FPÖ und Lega Nord führten bereits erste Gespräche zur Bildung einer gemeinsamen Fraktion in Europa. Sie haben sich im Herbst 1997 für ein "Padanisches Parlament" ausgesprochen, zu dessen Wahl die Lega Nord aufgerufen hatte und das sie kürzlich wieder aufgelöst hat.

Leitner: Selbstverständlich war ich für ein "Padanische Parlament" auf der Grundlage der Selbstbestimmung. Leider ist Lega-Chef Bossi selber nicht konsequent geblieben. Er hat viel an Glaubwürdigkeit verloren.

Sie haben sich bereits 1991 anläßlich der aufsehenerregenden Kundgebung "Nachdenken über Tirol" am Brenner für die Idee einer Europaregion Tirol ausgesprochen. Die Verwirklichung dieser Idee kommt seit einigen Jahren nicht recht voran. Hat der massive römische Widerstand sein Ziel erreicht, oder fehlt es auch in den Tiroler Landesteilen an nötigen Konzepten und Initiativen?

Leitner: Die von den Anwesenden verabschiedete Resolution ist heute mehr oder weniger Regierungsprogramm, obwohl die SVP damals offiziell Widerstand leistete. Die Umsetzung stockt aber, da haben Sie leider recht. Seit 1992 tagt der sogenannte Zweilandtag Nord- und Südtirols nicht mehr. Deshalb können keine institutionellen Initiativen vorangetrieben werden. Der Druck muß wohl wieder einmal von außen kommen.

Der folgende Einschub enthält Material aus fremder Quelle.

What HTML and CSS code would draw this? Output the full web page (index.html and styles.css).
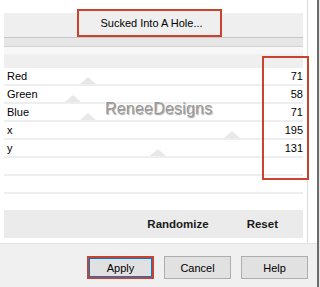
FILE: index.html
```html
<!DOCTYPE html>
<html lang="en">
<head>
    <meta charset="UTF-8">
    <meta name="viewport" content="width=device-width, initial-scale=1.0">
    <title>Sucked Into A Hole</title>
    <link rel="stylesheet" href="styles.css">
</head>
<body>
    <div class="window">
        <div class="dialog">
            <div class="pane">
                <div class="list">
                    <div class="preset">
                        <button class="preset-btn">Sucked Into A Hole...</button>
                    </div>
                    <div class="bar"></div>
                    <div class="row-hidden"></div>

                    <div class="row"><span class="label">Red</span><span class="thumb" style="left: 76px"></span><span class="value">71</span></div>
                    <div class="row"><span class="label">Green</span><span class="thumb" style="left: 61px"></span><span class="value">58</span></div>
                    <div class="row"><span class="label">Blue</span><span class="thumb" style="left: 76px"></span><span class="value">71</span></div>
                    <div class="row"><span class="label">x</span><span class="thumb" style="left: 220px"></span><span class="value">195</span></div>
                    <div class="row"><span class="label">y</span><span class="thumb" style="left: 146px"></span><span class="value">131</span></div>
                    <div class="row"></div>
                    <div class="row"></div>

                    <div class="spacer"></div>
                    <div class="actions">
                        <span>Randomize</span>
                        <span>Reset</span>
                    </div>

                    <div class="watermark">ReneeDesigns</div>
                    <div class="highlight"></div>
                </div>
                <div class="gutter"></div>
            </div>
            <div class="footer">
                <button class="btn btn-default">Apply</button>
                <button class="btn">Cancel</button>
                <button class="btn">Help</button>
            </div>
        </div>
        <div class="edge"></div>
    </div>
</body>
</html>
```

FILE: styles.css
```css
body {
    margin: 0;
    width: 320px;
    height: 287px;
    overflow: hidden;
    background-color: #ffffff;
    font-family: "Liberation Sans", Arial, sans-serif;
    font-size: 11px;
    color: #000;
}

.window {
    display: flex;
    height: 287px;
}

.dialog {
    width: 317px;
    display: flex;
    flex-direction: column;
}

.pane {
    display: flex;
    height: 243px;
    background-color: #ffffff;
}

.list {
    position: relative;
    width: 299px;
    padding: 0 4px;
    border-right: 1px solid #dcdcdc;
}

.gutter {
    flex: 1;
}

/* preset header */
.preset {
    padding-top: 9px;
    box-sizing: border-box;
    height: 37px;
    background: linear-gradient(to bottom, #ffffff 13px, #efefef 13px);
}

.preset-btn {
    display: block;
    margin-left: 73px;
    width: 145px;
    height: 28px;
    border: 2px solid #c9432f;
    background-color: #efefef;
    font-family: inherit;
    font-size: 11px;
    color: #000;
    padding: 0 0 1px 4px;
}

.bar {
    height: 10px;
    box-sizing: border-box;
    background-color: #e6e6e6;
    border-top: 1px solid #c6c6c6;
    border-bottom: 1px solid #d2d2d2;
}

.row-hidden {
    height: 21px;
    background: linear-gradient(to bottom, #f8f8f8 6px, #efefef 8px);
}

/* parameter rows */
.row {
    position: relative;
    display: flex;
    justify-content: space-between;
    height: 16px;
    line-height: 17px;
    padding: 0 0 0 3px;
    border-bottom: 2px solid #eeeeee;
}

.label,
.value {
    position: relative;
    z-index: 1;
}

.thumb {
    position: absolute;
    bottom: 0;
    width: 0;
    height: 0;
    border-left: 8px solid transparent;
    border-right: 8px solid transparent;
    border-bottom: 7px solid #e8e8e8;
}

.spacer {
    height: 16px;
}

.actions {
    display: flex;
    justify-content: flex-end;
    gap: 38px;
    height: 28px;
    line-height: 28px;
    padding-right: 25px;
    background-color: #ebebeb;
    font-size: 11.5px;
    font-weight: bold;
    color: #1a1a1a;
}

/* overlays */
.watermark {
    position: absolute;
    left: 105px;
    top: 101px;
    font-size: 16px;
    line-height: 16px;
    letter-spacing: 0.2px;
    color: #999999;
    text-shadow: -1px -1px 0 #ffffff, 1px 1px 1px #9a9a9a;
    z-index: 2;
}

.highlight {
    position: absolute;
    left: 262px;
    top: 56px;
    width: 47px;
    height: 124px;
    box-sizing: border-box;
    border: 2px solid #c9432f;
    z-index: 3;
}

/* footer buttons */
.footer {
    display: flex;
    justify-content: flex-end;
    align-items: flex-start;
    gap: 10px;
    flex: 1;
    padding: 12px 9px 0 0;
    background-color: #f0f0f0;
    border-top: 1px solid #e2e2e2;
}

.btn {
    width: 67px;
    height: 23px;
    border: 1px solid #adadad;
    background-color: #e1e1e1;
    font-family: inherit;
    font-size: 11px;
    color: #000;
    padding: 0;
}

.btn-default {
    border: 2px solid #c9432f;
    box-shadow: inset 0 0 0 1px #0078d7;
}

.edge {
    width: 3px;
    background: linear-gradient(to right, #6b6b6b 2px, #e4e4e4 2px);
}
```
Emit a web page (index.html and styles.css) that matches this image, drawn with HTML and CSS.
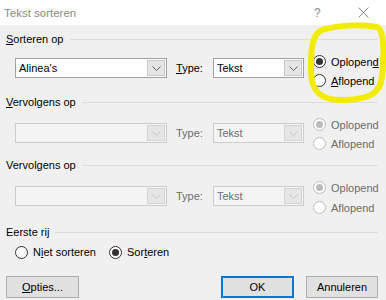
FILE: index.html
```html
<!DOCTYPE html>
<html>
<head>
<meta charset="utf-8">
<link rel="stylesheet" href="styles.css">
</head>
<body>
<div class="dialog">
  <div class="titlebar">
    <span class="title">Tekst sorteren</span>
    <span class="tb-help">?</span>
    <svg class="tb-close" width="11" height="11" viewBox="0 0 11 11"><path d="M0.5 0.5L10.5 10.5M10.5 0.5L0.5 10.5" stroke="#8c8c8c" stroke-width="1" fill="none"/></svg>
  </div>
  <div class="content">
    <div class="group-label"><span><u>S</u>orteren op</span><span class="rule"></span></div>
    <div class="row">
      <div class="combo combo-wide first"><span class="combo-text">Alinea's</span><span class="combo-btn"><svg width="9" height="5" viewBox="0 0 9 5"><path d="M0.5 0.5L4.5 4.5L8.5 0.5" stroke="#606060" fill="none"/></svg></span></div>
      <span class="type-label first"><u>T</u>ype:</span>
      <div class="combo combo-type first"><span class="combo-text">Tekst</span><span class="combo-btn"><svg width="9" height="5" viewBox="0 0 9 5"><path d="M0.5 0.5L4.5 4.5L8.5 0.5" stroke="#606060" fill="none"/></svg></span></div>
      <div class="radios">
        <div class="radio"><span class="circle checked"></span><span>Oplopen<u>d</u></span></div>
        <div class="radio"><span class="circle"></span><span><u>A</u>flopend</span></div>
      </div>
    </div>

    <div class="group-label"><span><u>V</u>ervolgens op</span><span class="rule"></span></div>
    <div class="row disabled">
      <div class="combo combo-wide"><span class="combo-text"></span><span class="combo-btn"><svg width="9" height="5" viewBox="0 0 9 5"><path d="M0.5 0.5L4.5 4.5L8.5 0.5" stroke="#c4c4c4" fill="none"/></svg></span></div>
      <span class="type-label">Type:</span>
      <div class="combo combo-type"><span class="combo-text">Tekst</span><span class="combo-btn"><svg width="9" height="5" viewBox="0 0 9 5"><path d="M0.5 0.5L4.5 4.5L8.5 0.5" stroke="#c4c4c4" fill="none"/></svg></span></div>
      <div class="radios">
        <div class="radio"><span class="circle checked"></span><span>Oplopend</span></div>
        <div class="radio"><span class="circle"></span><span>Aflopend</span></div>
      </div>
    </div>

    <div class="group-label"><span>Vervol<u>g</u>ens op</span><span class="rule"></span></div>
    <div class="row disabled row-last">
      <div class="combo combo-wide"><span class="combo-text"></span><span class="combo-btn"><svg width="9" height="5" viewBox="0 0 9 5"><path d="M0.5 0.5L4.5 4.5L8.5 0.5" stroke="#c4c4c4" fill="none"/></svg></span></div>
      <span class="type-label">Type:</span>
      <div class="combo combo-type"><span class="combo-text">Tekst</span><span class="combo-btn"><svg width="9" height="5" viewBox="0 0 9 5"><path d="M0.5 0.5L4.5 4.5L8.5 0.5" stroke="#c4c4c4" fill="none"/></svg></span></div>
      <div class="radios">
        <div class="radio"><span class="circle checked"></span><span>Oplopend</span></div>
        <div class="radio tall"><span class="circle"></span><span>Aflopend</span></div>
      </div>
    </div>

    <div class="group-label label-first-row"><span>Eerste rij</span><span class="rule"></span></div>
    <div class="radio-line">
      <div class="radio"><span class="circle"></span><span>N<u>i</u>et sorteren</span></div>
      <div class="radio"><span class="circle checked"></span><span>Sor<u>t</u>eren</span></div>
    </div>

    <div class="buttons">
      <button class="btn"><u>O</u>pties...</button>
      <span class="spacer"></span>
      <button class="btn btn-default">OK</button>
      <button class="btn">Annuleren</button>
    </div>
  </div>
  <svg class="highlight" width="386" height="300" viewBox="0 0 386 300">
    <path d="M320 31 C334 25 362 24 377 27 C385 31 384 55 382 76 C381 93 370 99 345 100 C321 101 311 92 311 70 C311 50 312 36 320 31 Z" stroke="#f2ec00" stroke-width="6" fill="none" stroke-linejoin="round"/>
  </svg>
</div>
</body>
</html>
```
FILE: styles.css
```css
* { box-sizing: border-box; }
html, body { margin: 0; padding: 0; }
body {
  width: 386px;
  height: 300px;
  overflow: hidden;
  background: #f0f0f0;
  font-family: "Liberation Sans", Arial, sans-serif;
  font-size: 11px;
  color: #000;
}
.dialog { position: relative; width: 386px; height: 300px; }
.titlebar {
  height: 25px;
  background: #fff;
  display: flex;
  align-items: center;
  padding-left: 4px;
  color: #8c8c8c;
  font-size: 11.5px;
}
.title { flex: 1; }
.tb-help { width: 12px; margin-right: 32px; font-size: 12px; color: #8c8c8c; }
.tb-close { margin-right: 17px; }
.content { padding: 6px 8px 0 6px; }
.group-label {
  display: flex;
  align-items: center;
  height: 16px;
  line-height: 16px;
}
.group-label .rule { flex: 1; height: 1px; background: #dcdcdc; margin-left: 6px; }
.row {
  display: flex;
  align-items: flex-start;
  margin-top: 5px;
  margin-bottom: 4px;
  padding-left: 9px;
  height: 38px;
}
.row.row-last { height: 39px; }
.combo {
  display: flex;
  flex-shrink: 0;
  height: 20px;
  margin-top: 8px;
  border: 1px solid #a0a0a0;
  background: #fff;
}
.combo.first { margin-top: 6px; }
.combo-wide { width: 152px; }
.combo-type { width: 91px; }
.combo-text { flex: 1; padding-left: 3px; line-height: 18px; }
.combo-btn {
  width: 18px;
  margin: 1px;
  background: #e5e5e5;
  border: 1px solid #c8c8c8;
  display: flex;
  align-items: center;
  justify-content: center;
}
.type-label {
  flex-shrink: 0;
  width: 46px;
  padding-left: 9px;
  line-height: 20px;
  margin-top: 8px;
}
.type-label.first { margin-top: 6px; }
.radios { flex-shrink: 0; margin-left: 9px; display: flex; flex-direction: column; }
.radio { display: flex; align-items: center; height: 19px; white-space: nowrap; }
.radio.tall { height: 21px; }
.circle {
  flex-shrink: 0;
  width: 13px;
  height: 13px;
  border: 1px solid #333;
  border-radius: 50%;
  background: #fff;
  margin-right: 5px;
  display: flex;
  align-items: center;
  justify-content: center;
}
.circle.checked::after {
  content: "";
  width: 7px;
  height: 7px;
  border-radius: 50%;
  background: #333;
}
.disabled { color: #6d6d6d; }
.disabled .combo { border-color: #cccccc; background: #f4f4f4; }
.disabled .combo-btn { background: #e6e6e6; border-color: #d4d4d4; }
.disabled .circle { border-color: #bcbcbc; }
.disabled .circle.checked::after { background: #bcbcbc; }
.label-first-row { margin-top: 7px; }
.radio-line {
  display: flex;
  align-items: center;
  margin-top: 4px;
  height: 16px;
  padding-left: 9px;
  gap: 13px;
}
.buttons {
  display: flex;
  margin-top: 16px;
}
.spacer { flex: 1; }
.btn {
  height: 22px;
  width: 73px;
  background: #e1e1e1;
  border: 1px solid #adadad;
  font-family: inherit;
  font-size: 11px;
  color: #000;
  padding: 0;
  margin-right: 12px;
}
.btn:last-child { margin-right: 0; width: 72px; }
.btn-default { border: 2px solid #0078d7; }
.highlight { position: absolute; left: 0; top: 0; pointer-events: none; }
```
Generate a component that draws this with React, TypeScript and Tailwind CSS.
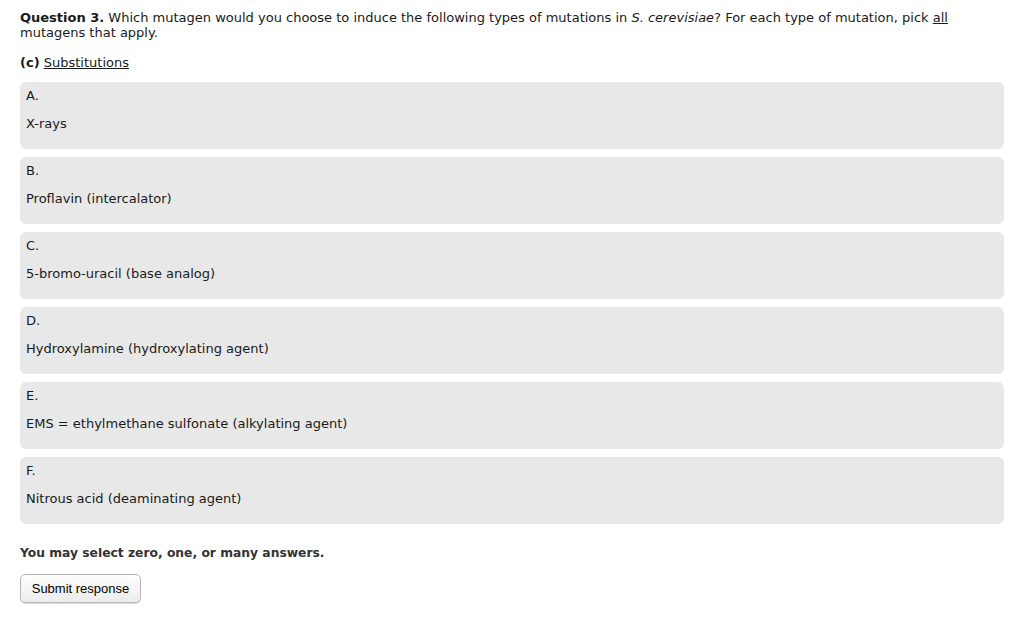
import React from "react";

const options = [
  { l: "A.", t: "X-rays" },
  { l: "B.", t: "Proflavin (intercalator)" },
  { l: "C.", t: "5-bromo-uracil (base analog)" },
  { l: "D.", t: "Hydroxylamine (hydroxylating agent)" },
  { l: "E.", t: "EMS = ethylmethane sulfonate (alkylating agent)" },
  { l: "F.", t: "Nitrous acid (deaminating agent)" },
];

export default function App() {
  return (
    <div
      className="w-[1024px] h-[619px] bg-white text-[#1a1a1a] overflow-hidden"
      style={{ fontFamily: '"DejaVu Sans", Verdana, sans-serif' }}
    >
      <div className="pl-[20px] pr-[20px] pt-[10px]">
        <p className="text-[13px] leading-[15px]">
          <b>Question 3.</b> Which mutagen would you choose to induce the following types of mutations in{" "}
          <i>S. cerevisiae</i>? For each type of mutation, pick <u>all</u> mutagens that apply.
        </p>
        <p className="mt-[15px] text-[13px] leading-[15px]">
          <b>(c)</b> <u>Substitutions</u>
        </p>
        <div className="mt-[12px] flex flex-col gap-[8px]">
          {options.map((o) => (
            <div key={o.l} className="h-[67px] rounded-[6px] bg-[#e8e8e8] px-[6px] pt-[6px] text-[13px] leading-[15px]">
              <div>{o.l}</div>
              <div className="mt-[13px]">{o.t}</div>
            </div>
          ))}
        </div>
        <p className="mt-[22px] text-[12.3px] font-bold text-[#333] leading-[15px]">
          You may select zero, one, or many answers.
        </p>
        <button
          className="mt-[13px] h-[29px] w-[121px] rounded-[5px] border border-[#b8b8b8] text-[13px] text-black shadow-[0_1px_1px_rgba(0,0,0,0.15)]"
          style={{ background: "linear-gradient(#fdfdfd, #ececec)", fontFamily: '"Liberation Sans", Arial, sans-serif' }}
        >
          Submit response
        </button>
      </div>
    </div>
  );
}
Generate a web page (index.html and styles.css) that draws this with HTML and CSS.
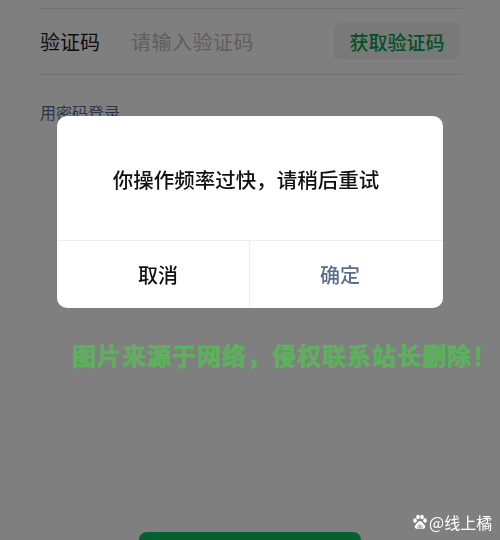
FILE: index.html
```html
<!DOCTYPE html>
<html lang="zh-CN">
<head>
    <meta charset="UTF-8">
    <title>验证码登录</title>
    <link rel="stylesheet" href="styles.css">
</head>
<body>
    <div id="page">
        <div class="code-row">
            <span class="label">验证码</span>
            <span class="placeholder">请输入验证码</span>
            <button class="get-code">获取验证码</button>
        </div>
        <a class="switch">用密码登录</a>
        <button class="submit"></button>
    </div>
    <div id="mask">
        <div id="dialog">
            <div class="msg">你操作频率过快，请稍后重试</div>
            <div class="btns">
                <button class="cancel">取消</button>
                <button class="ok">确定</button>
            </div>
        </div>
    </div>
    <div class="notice">图片来源于网络，侵权联系站长删除！</div>
    <div class="mark">
        <svg width="16" height="16" viewBox="0 0 16 16">
            <ellipse cx="3" cy="6.5" rx="1.8" ry="2.2" fill="#fff"/>
            <ellipse cx="6" cy="3" rx="1.8" ry="2.2" fill="#fff"/>
            <ellipse cx="10" cy="3" rx="1.8" ry="2.2" fill="#fff"/>
            <ellipse cx="13" cy="6.5" rx="1.8" ry="2.2" fill="#fff"/>
            <path d="M8 7c-2 0-3 2.5-4.5 4-1.3 1.4-.6 3.8 1.6 3.8 1.2 0 1.8-.4 2.9-.4s1.7.4 2.9.4c2.2 0 2.9-2.4 1.6-3.8C11 9.5 10 7 8 7z" fill="#fff"/>
            <text x="8" y="13.6" font-size="4.5" text-anchor="middle" fill="#808080" font-family="Liberation Sans, sans-serif" font-weight="bold">du</text>
        </svg>
        <span>@线上橘</span>
    </div>
</body>
</html>
```

FILE: styles.css
```css
html, body{
    margin: 0;
    padding: 0;
    height: 100%;
    overflow: hidden;
}
body{
    font-family: "Noto Sans CJK SC", "Noto Sans", sans-serif;
    background-color: #fff;
}
button{
    font-family: inherit;
    border: none;
    outline: none;
    background: none;
    padding: 0;
}
#page{
    padding: 8px 37px 0 40px;
    height: 100%;
    box-sizing: border-box;
    display: flex;
    flex-direction: column;
}
.code-row{
    height: 67px;
    border-top: 1px solid #e5e5e5;
    border-bottom: 1px solid #e5e5e5;
    display: flex;
    align-items: center;
    box-sizing: border-box;
}
.code-row .label{
    font-size: 20px;
    color: #1a1a1a;
    width: 91px;
}
.code-row .placeholder{
    font-size: 20px;
    color: #bdbdbd;
    letter-spacing: 0.5px;
    flex: 1;
}
.get-code{
    width: 126px;
    height: 36px;
    margin-right: 3px;
    background-color: #f2f2f2;
    border-radius: 5px;
    color: #07a14f;
    font-size: 19px;
    font-weight: 500;
    margin-top: -1px;
}
.switch{
    margin-top: 25px;
    font-size: 16px;
    color: #576b95;
    line-height: 24px;
}
.submit{
    margin: auto 0 0 99px;
    width: 222px;
    height: 48px;
    flex-shrink: 0;
    transform: translateY(40px);
    background-color: #07c160;
    border-radius: 8px;
}
#mask{
    position: fixed;
    top: 0;
    left: 0;
    width: 100%;
    height: 100%;
    background-color: rgba(0,0,0,0.5);
}
#dialog{
    width: 386px;
    height: 192px;
    margin: 116px 0 0 57px;
    background-color: #fff;
    border-radius: 10px;
    display: flex;
    flex-direction: column;
    overflow: hidden;
}
#dialog .msg{
    height: 125px;
    display: flex;
    align-items: center;
    justify-content: center;
    font-size: 20.5px;
    font-weight: 500;
    color: #111;
    padding: 2px 8px 0 0;
    box-sizing: border-box;
    border-bottom: 1px solid #ededed;
}
#dialog .btns{
    flex: 1;
    display: flex;
}
#dialog .btns button{
    width: 193px;
    flex: none;
    box-sizing: border-box;
    font-size: 20px;
    font-weight: 500;
}
#dialog .cancel{
    color: #111;
    border-right: 1px solid #ededed;
    padding-left: 10px;
}
#dialog .ok{
    color: #5a6d8e;
    padding-right: 13px;
}
.notice{
    position: absolute;
    top: 337px;
    left: 72px;
    font-size: 24px;
    font-weight: bold;
    color: #6aa86a;
    -webkit-text-stroke: 0.6px #4cc24c;
    white-space: nowrap;
    letter-spacing: 1px;
}
.mark{
    position: absolute;
    top: 510px;
    left: 412px;
    display: flex;
    align-items: center;
    gap: 1px;
    color: #fff;
    font-size: 16px;
}
```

Was meinen Sie mit "von außen"?

Leitner: Damit meine ich politische Vorfeldorganisationen, zum Beispiel den Schützenbund oder Initiativgruppen wie das Promotorenkomitee der großen Brennerkundgebung von 1991. Auch in der Tirolfrage muß der Druck auf die Institutionen aus dem Volk kommen. Erst dann wird sich auch die SVP rühren.

Die Gemeindeverwaltung von Tramin wurde angeklagt, weil sie einsprachig deutsche Straßenschilder anbringen ließ. Der Konflikt um die Ortsnamen bildet einen alten und heiklen Streitpunkt zwischen den Volksgruppen und Rom. Welche Lösungsmöglichkeiten sehen Sie?

Leitner: Ortsnamen sind Denkmäler der Kultur- und Siedlungsgeschichte eines Volkes und als solche in höchstem Maße schützenswert. Die Lösung der Ortsnamenfrage steht bereits zum dritte Mal im Koalitionsprogramm der Landesregierung. Sie wird von Jahr zu Jahr schwieriger, weil die Italiener den Standpunkt vertreten: Je länger ich einen Namen gebrauche, desto größere Berechtigung hat dessen Aufrechterhaltung. Derzeit gelten amtlich nur die von Ettore Tolomei willkürlich ins Italienische übersetzten Ortsnamen. Das ist ein kulturpolitischer Skandal, der in Europa seinesgleichen sucht. Die historische Lösung, das heißt die Wiederherstellung der Situation vor 1918, ist wohl kaum durchsetzbar. Persönlich bin ich für die von der Uno vorgesehene Prozentklausel, wie sie ja in anderen Ländern praktiziert wird. Wo eine Sprachgruppe zwanzig Prozent erreicht, soll sie das Recht auf eine Ortsbezeichnung in der eigenen Sprache erhalten. Für die Ladiner braucht es natürlich eine eigene Regelung.

Seit den achtziger Jahren sprechen Vertreter der italienischen Sprachgruppe von einem "Unbehagen" in bezug auf das Zusammenleben mit den Deutschen. Parallel dazu spricht man jüngst auch von einem gestärkten Selbstbewußtsein der Ladiner. Wie bewerten Sie den Umgang der drei Sprachgruppen Südtirols miteinander?

Leitner: Das "Unbehagen" ist lediglich der Versuch, den Südtirolern ein schlechtes Gewissen einzureden, wenn diese auf ihre Rechte pochen. Leider fallen auch Südtiroler auf dieses Spiel herein und erbarmen sich der "armen Italiener". 300.000 Südtiroler werden 56 Millionen Italiener wohl kaum gefährden können, oder?